The wishes of donors play a part in the endowment debate, too. Some donors have a desire to fund a perpetual legacy. Often, this desire is the driver of endowment gifts. Taylor said giving restricted gifts is shaping organizational strategy in the short term; giving restricted endowment gifts is shaping strategy forever. A donor who does this is making assumptions about future needs.

Taylor added, however, that she does not believe all endowments are bad or that foundations should not make endowment gifts. Instead, arts organizations, and the foundations that support them, should understand that establishing an endowment is a strategic decision that should fit the nonprofit's mission.

To illustrate this, Taylor pointed to two environmental organizations—The Trust for Public Land and the Nature Conservancy. TPL does not maintain an endowment because its mission is to acquire as much land as possible as soon as possible. It is a good bet that today's land prices will be lower than next year's, so using its money to buy land now rather than later is a better fit with TPL's mission. The Nature Conservancy's mission, on the other hand, is to acquire AND preserve land, so it maintains an endowment, one of the largest in the environmental field, by setting aside 20 percent of money raised to use toward stewardship of the land acquired.

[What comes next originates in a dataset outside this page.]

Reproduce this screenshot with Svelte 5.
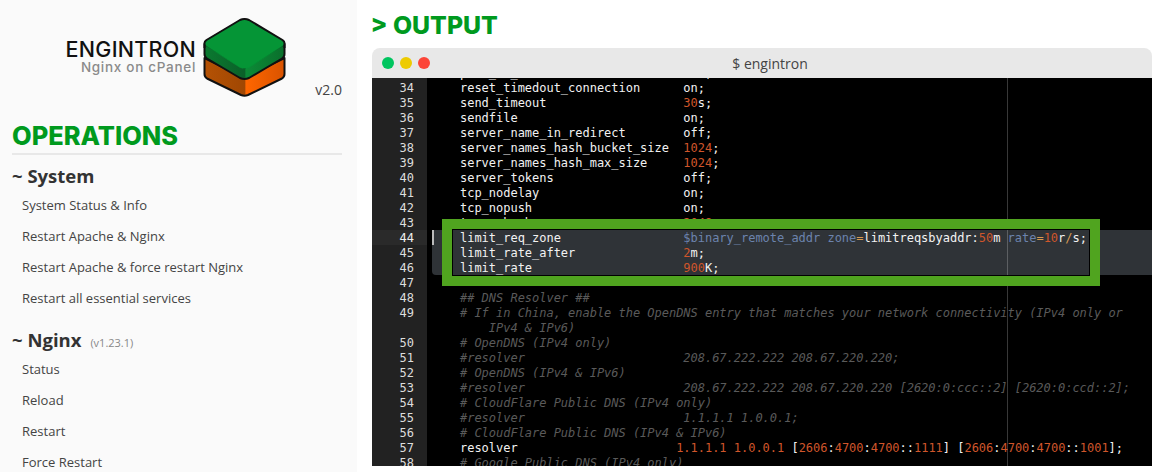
<script>
  const P = (t) => ({ t, c: 'w' });
  const n = (t) => ({ t, c: 'n' });
  const b = (t) => ({ t, c: 'b' });
  const y = (t) => ({ t, c: 'y' });
  const pad = (s, w) => s.padEnd(w, ' ');

  const conf = (name, val, unit = '') => [P(pad(name, 31)), val.match(/^\d/) ? n(val) : P(val), P(unit)];
  const c = (t) => [{ t, c: 'c' }];

  const lines = [
    { no: 33, parts: conf('port_in_redirect', 'off;') },
    { no: 34, parts: conf('reset_timedout_connection', 'on;') },
    { no: 35, parts: conf('send_timeout', '30', 's;') },
    { no: 36, parts: conf('sendfile', 'on;') },
    { no: 37, parts: conf('server_name_in_redirect', 'off;') },
    { no: 38, parts: conf('server_names_hash_bucket_size', '1024', ';') },
    { no: 39, parts: conf('server_names_hash_max_size', '1024', ';') },
    { no: 40, parts: conf('server_tokens', 'off;') },
    { no: 41, parts: conf('tcp_nodelay', 'on;') },
    { no: 42, parts: conf('tcp_nopush', 'on;') },
    { no: 43, parts: conf('types_hash_max', '2048', ';') },
    {
      no: 44,
      hl: true,
      active: true,
      parts: [
        P(pad('limit_req_zone', 31)),
        b('$binary_remote_addr zone'),
        y('='),
        P('limitreqsbyaddr:'),
        n('50'),
        P('m '),
        b('rate'),
        y('='),
        n('10'),
        P('r'),
        y('/'),
        P('s;')
      ]
    },
    { no: 45, hl: true, parts: conf('limit_rate_after', '2', 'm;') },
    { no: 46, hl: true, end: true, parts: conf('limit_rate', '900', 'K;') },
    { no: 47, parts: [] },
    { no: 48, parts: c('## DNS Resolver ##') },
    { no: 49, parts: c('# If in China, enable the OpenDNS entry that matches your network connectivity (IPv4 only or') },
    { no: '', parts: c('    IPv4 & IPv6)') },
    { no: 50, parts: c('# OpenDNS (IPv4 only)') },
    { no: 51, parts: c(pad('#resolver', 31) + '208.67.222.222 208.67.220.220;') },
    { no: 52, parts: c('# OpenDNS (IPv4 & IPv6)') },
    { no: 53, parts: c(pad('#resolver', 31) + '208.67.222.222 208.67.220.220 [2620:0:ccc::2] [2620:0:ccd::2];') },
    { no: 54, parts: c('# CloudFlare Public DNS (IPv4 only)') },
    { no: 55, parts: c(pad('#resolver', 31) + '1.1.1.1 1.0.0.1;') },
    { no: 56, parts: c('# CloudFlare Public DNS (IPv4 & IPv6)') },
    {
      no: 57,
      parts: [
        P(pad('resolver', 30)),
        n('1.1.1.1 1.0.0.1 '),
        P('['),
        n('2606'),
        P(':'),
        n('4700'),
        P(':'),
        n('4700'),
        P('::'),
        n('1111'),
        P('] ['),
        n('2606'),
        P(':'),
        n('4700'),
        P(':'),
        n('4700'),
        P('::'),
        n('1001'),
        P('];')
      ]
    },
    { no: 58, parts: c('# Google Public DNS (IPv4 only)') }
  ];

  const groups = [
    {
      title: 'System',
      links: ['System Status & Info', 'Restart Apache & Nginx', 'Restart Apache & force restart Nginx', 'Restart all essential services']
    },
    { title: 'Nginx', version: '(v1.23.1)', links: ['Status', 'Reload', 'Restart', 'Force Restart'] }
  ];
</script>

<div class="page">
  <aside class="sidebar">
    <div class="logo">
      <div class="logo-text">
        <div class="brand">ENGINTRON</div>
        <div class="tagline">Nginx on cPanel</div>
      </div>
      <svg class="cube" width="84" height="80" viewBox="0 0 84 80">
        <defs>
          <linearGradient id="orangeFace" x1="0" x2="1" y1="0" y2="0">
            <stop offset="0" stop-color="#b55204" />
            <stop offset="0.5" stop-color="#a04703" />
            <stop offset="0.52" stop-color="#ff6600" />
            <stop offset="1" stop-color="#d95300" />
          </linearGradient>
          <linearGradient id="greenFace" x1="0" x2="1" y1="0" y2="0">
            <stop offset="0" stop-color="#0a7a30" />
            <stop offset="0.5" stop-color="#0b6029" />
            <stop offset="0.52" stop-color="#0c8a36" />
            <stop offset="1" stop-color="#0a6f2c" />
          </linearGradient>
        </defs>
        <path d="M1.5 40 V56 Q1.5 59 4 60.5 L38 77 Q41.5 78.5 45 77 L79 60.5 Q81.5 59 81.5 56 V40 L41.5 60 Z" fill="url(#orangeFace)" stroke="#111" stroke-width="2" stroke-linejoin="round" />
        <path d="M1.5 26 V36 Q1.5 39 4 40.5 L37 60 Q41.5 62 46 60 L79 40.5 Q81.5 39 81.5 36 V26 L41.5 50 Z" fill="url(#greenFace)" stroke="#111" stroke-width="2" stroke-linejoin="round" />
        <path d="M3.5 22 L37 2 Q41.5 0 46 2 L79.5 22 Q83 25 79.5 28 L46 49.5 Q41.5 51.5 37 49.5 L3.5 28 Q0 25 3.5 22 Z" fill="#059536" stroke="#059536" stroke-width="0.5" stroke-linejoin="round" />
        <path d="M1.5 30 V25 Q1.5 23.5 3.5 22 L37 2 Q41.5 0 46 2 L79.5 22 Q81.5 23.5 81.5 25 V30" fill="none" stroke="#111" stroke-width="2" stroke-linejoin="round" />
      </svg>
    </div>
    <div class="version">v2.0</div>
    <h2 class="ops">OPERATIONS</h2>
    {#each groups as group}
      <h3 class="group">~ {group.title}{#if group.version}<small>{group.version}</small>{/if}</h3>
      <ul>
        {#each group.links as link}
          <li>{link}</li>
        {/each}
      </ul>
    {/each}
  </aside>

  <main class="main">
    <h2 class="output">&gt; OUTPUT</h2>
    <div class="window">
      <div class="titlebar">
        <span class="dot green"></span>
        <span class="dot yellow"></span>
        <span class="dot red"></span>
        <span class="title">$ engintron</span>
      </div>
      <div class="editor">
        <div class="code">
          {#each lines as line}
            <div class="line" class:hl={line.hl} class:active={line.active} class:end={line.end}>
              <span class="no">{line.no}</span><span class="src">{#each line.parts as part}<span class={part.c}>{part.t}</span>{/each}</span>
            </div>
          {/each}
        </div>
        <div class="ruler"></div>
        <div class="callout"></div>
      </div>
    </div>
  </main>
</div>

<style>
  :global(body) {
    background: #fff;
    overflow: hidden;
  }

  .page {
    display: flex;
    height: 472px;
    overflow: hidden;
    font-family: "Open Sans", sans-serif;
  }

  .sidebar {
    width: 357px;
    flex: none;
    box-sizing: border-box;
    background: #fafafa;
    padding: 15px 15px 0 12px;
    overflow: hidden;
  }

  .logo {
    display: flex;
    justify-content: flex-end;
    align-items: center;
    padding-right: 55px;
    gap: 7px;
    height: 82px;
  }

  .logo-text {
    text-align: right;
    margin-top: 1px;
  }

  .brand {
    font-family: Inter, sans-serif;
    font-weight: 500;
    font-size: 21.5px;
    line-height: 22px;
    letter-spacing: 0.25px;
    color: #111;
  }

  .tagline {
    font-family: Inter, sans-serif;
    font-weight: 500;
    font-size: 13.5px;
    line-height: 15px;
    color: #8a8a8a;
    letter-spacing: 0.7px;
  }

  .cube {
    flex: none;
    margin-top: 4px;
  }

  .version {
    text-align: right;
    font-size: 14px;
    line-height: 18px;
    color: #444;
    margin-top: -16px;
  }

  .ops {
    margin: 20px 0 0;
    padding-bottom: 1px;
    border-bottom: 2px solid #e8e8e8;
    font-family: Inter, sans-serif;
    font-weight: 800;
    font-size: 25.4px;
    line-height: 33px;
    color: #009a1e;
  }

  .group {
    margin: 9px 0 0;
    font-size: 18.5px;
    line-height: 24px;
    font-weight: 700;
    color: #333;
  }

  .group small {
    font-size: 11px;
    line-height: 1;
    font-weight: 400;
    color: #888;
    margin-left: 9px;
  }

  ul {
    list-style: none;
    margin: 0 0 14px;
    padding: 2px 0 0 10px;
  }

  li {
    height: 31px;
    line-height: 31px;
    font-size: 13px;
    color: #444;
  }

  .main {
    flex: 1;
    padding: 8px 2px 0 15px;
    min-width: 0;
  }

  .output {
    margin: 0;
    font-family: Inter, sans-serif;
    font-weight: 800;
    font-size: 24.8px;
    line-height: 34px;
    text-indent: -1.5px;
    color: #009a1e;
  }

  .window {
    margin-top: 6px;
    border-radius: 8px 8px 0 0;
    overflow: hidden;
  }

  .titlebar {
    display: flex;
    align-items: center;
    gap: 6px;
    height: 30px;
    padding-left: 10px;
    background: #e8e8e8;
  }

  .dot {
    width: 12px;
    height: 12px;
    border-radius: 50%;
  }

  .green {
    background: #00c55f;
  }

  .yellow {
    background: #edcb00;
  }

  .red {
    background: #fc4538;
  }

  .title {
    flex: 1;
    text-align: center;
    margin-right: 48px;
    font-size: 14px;
    color: #444;
  }

  .editor {
    position: relative;
    height: 388px;
    overflow: hidden;
    background: #000;
  }

  .code {
    margin-top: -13px;
    font-family: "DejaVu Sans Mono", monospace;
    font-size: 12px;
    line-height: 15px;
    letter-spacing: -0.02px;
    white-space: pre;
  }

  .line {
    display: flex;
    height: 15px;
  }

  .no {
    flex: none;
    width: 55px;
    box-sizing: border-box;
    padding: 1px 13px 0 0;
    text-align: right;
    background: #222;
    color: #ddd;
  }

  .src {
    flex: 1;
    box-sizing: border-box;
    margin-left: 5px;
    padding: 1px 0 0 28px;
    color: #f2f2f2;
  }

  .line.active .no {
    background: #2a2a2a;
    color: #eee;
  }

  .line.hl .src {
    background: #2f3337;
  }

  .line.active .src {
    box-shadow: inset 2px 0 #bbb;
  }

  .line.end .src {
    border-bottom-left-radius: 4px;
  }

  .w {
    color: #f2f2f2;
  }

  .n {
    color: #d0562b;
  }

  .b {
    color: #6c83ad;
  }

  .y {
    color: #d79a52;
  }

  .c {
    color: #5a5a5a;
    font-style: italic;
  }

  .ruler {
    position: absolute;
    top: 0;
    bottom: 0;
    left: 635px;
    width: 1px;
    background: rgba(255, 255, 255, 0.22);
  }

  .callout {
    position: absolute;
    left: 70px;
    top: 141px;
    width: 658px;
    height: 67px;
    box-sizing: border-box;
    border: 10px solid #50a41f;
    outline: 1px solid #000;
    outline-offset: -11px;
  }
</style>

Liquid cash reserves may be a better option than a restricted endowment. Taylor cited the example of NYU. The university raised $2 billion and spent 85 percent of the money to upgrade its faculty and academic reputation.

Questions to be answered before establishing an endowment fund:

  • Does the organization have access to good asset management?
  • Does the organization understand its liquid cash needs?
  • Does the organization under-stand the costs of raising endowment funds?
  • Does the organization have at least four months worth of unrestricted cash reserves?
  • Will an endowment contribute to fulfilling the organization's mission? (The desire for perpetuity is not a sufficient reason.)
  • Will endowment fundraising interfere with annual giving?

A board-designated endowment fund often is a better option because the assets can be used when cash is needed. These funds, naturally, are not as attractive to donors who are seeking perpetuity. Also, endowments can be structured—one-third donor-restricted, one-third board-restricted, and one-third cash reserves. An endowment fund is a good place to park windfall gifts from bequests and planned giving programs.

How should a program officer reply to the often-heard plea “if we only had an endowment”?

“Ask them to finish the sentence,” Taylor said. “If you only had an endowment, what then?”